Milenios después, una civilización avanzada, que no había caído en la trampa del optimismo científico tecnológico, al estudiar las ruinas de la otrora floreciente civilización terrestre, no salía de su asombro. El evento disparador del desequilibrio, y desaparición de todo el edificio de una civilización y de un ecosistema vivo había sido, obviamente, la llegada del pequeño meteorito al sistema solar.

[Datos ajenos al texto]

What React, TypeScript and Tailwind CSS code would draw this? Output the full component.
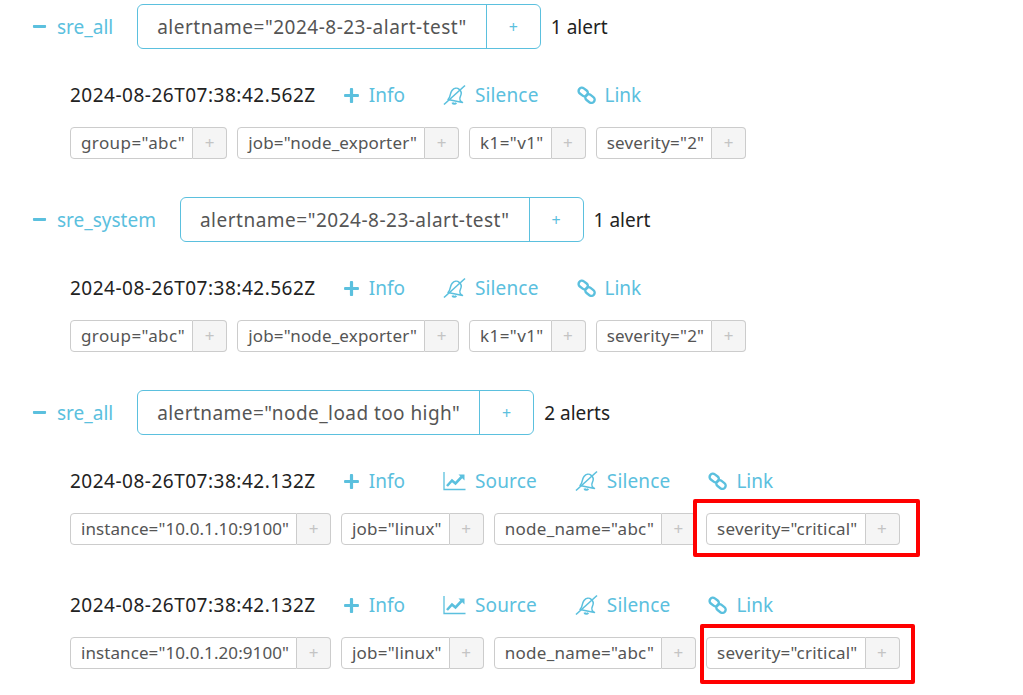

Entre tantas cosas que simplemente habíamos decidido ignorar, nunca vimos ese meteorito, y el pequeño cambio en las condiciones iniciales del sistema. Ese aleteo de una mariposa. Increíblemente, toda una civilización había nacido y desarrollado ignorando absolutamente las leyes de la mecánica del caos. Y por ello, dejó de existir. La humanidad material, individual, había desaparecido.
En el silencio absoluto que quedó en esa región, otrora llena de actividad y ruido tecnológico, se insinuaba un breve rumor, apenas perceptible. Es que también habíamos ignorado alegremente un concepto tanto relativista como cuántico: El entramado espacio temporal, en el cual el conviven pasado, presente y futuro, y por lo tanto todos los eventos. Una conciencia, entonces, quizás estaba observando estos hechos, anidada en esa telaraña, y analizando alternativas.